O yıl çıkan muhteşem Colored Sands ile aynı sınıfta vermis belki Vermis ve Ulcerate de, atıyorum, Unique Leader Records‘tan çıkan, bundan ekstremini bul, tezgahı kapıyorum ablacım ben tarzı cümlelerle pazarlanan teknik death metal gruplarıyla aynı kategoride anılıyor ama bu üç Yeni Zelandalı adam, kendine has bir dokuma yöntemiyle bambaşka karanlıklar dokuyor aslında. Sözleriyle, atmosferiyle ve besteleriyle bir bütün olarak tüketilmesi gerekliliği yorucu bir tecrübeye dönüştürse de teknik death metali, atonal metali seven herkes tarafından deneyimlenmesi şart bir iş Vermis. Türe giriş albümü olmaktan çok uzak olduğunu anlamışsınızdır şimdiye ama biraz cesaretiniz varsa ve olacaksa da sonuna kadar olsun gibi gazlarınız varsa buradan da başlayabilirsiniz Ulcerate diskografisine. Bırakın solucan girsin kulağınızdan içeri, kıvrıla kıvrıla dolansın zihninizin karanlık koridorlarında.
95/100
Patreon’da hedef: 26/35
Metalperver’e destek olmak için aşağıdaki düğmeye tıklayıp bir göz atabilirsiniz:
<3 <3 <3.
Albümle ilgili bir trivia gitarları Orange amfilerle kaydetmişler. Bayağı Mastodon'un kullandığı fuzzy rock tonlarıyla ünlü bir amfi. O amfiden bu kadar boğucu bir atmosfer yaratmak = inovasyon, zeka, adam gibi adamlık.
Ulcerate'in muhtemelen bir daha bu kadar agresifleşmeyeceğini düşününce üzülüyorum ama Vermis'i de hala her dinlediğimde yeni şeyler keşfediyorum.

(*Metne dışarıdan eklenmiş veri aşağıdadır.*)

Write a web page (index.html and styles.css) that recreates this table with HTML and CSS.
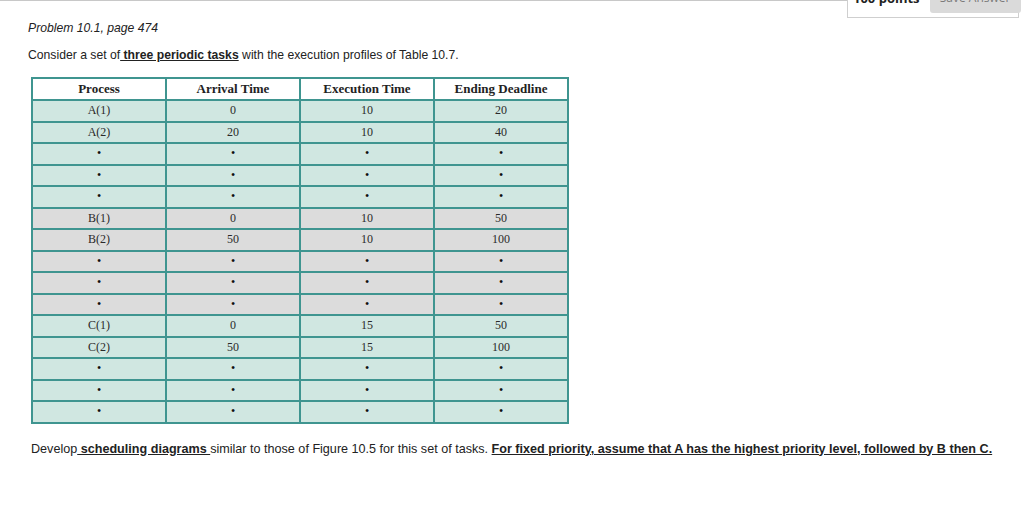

Dünya Vermis'ten daha öfkeli bir albümü daha kaldıramayacağından insanlık adına olumlu bir şey bu. The Destroyers of All ve Vermis'teki bütün dünyayı yok eden, parçalamak yıkmak anlamında değil varoluşuna son vermek anlamında yok eden hava bambaşkaydı.
Son olarak şöyle hislerle özdeşleştiriyorum Ulcerate albümlerini: TDOA: hiçlik, Vermis: Öfke, SOP: hüzün, SIDABS: acı/ızdırap.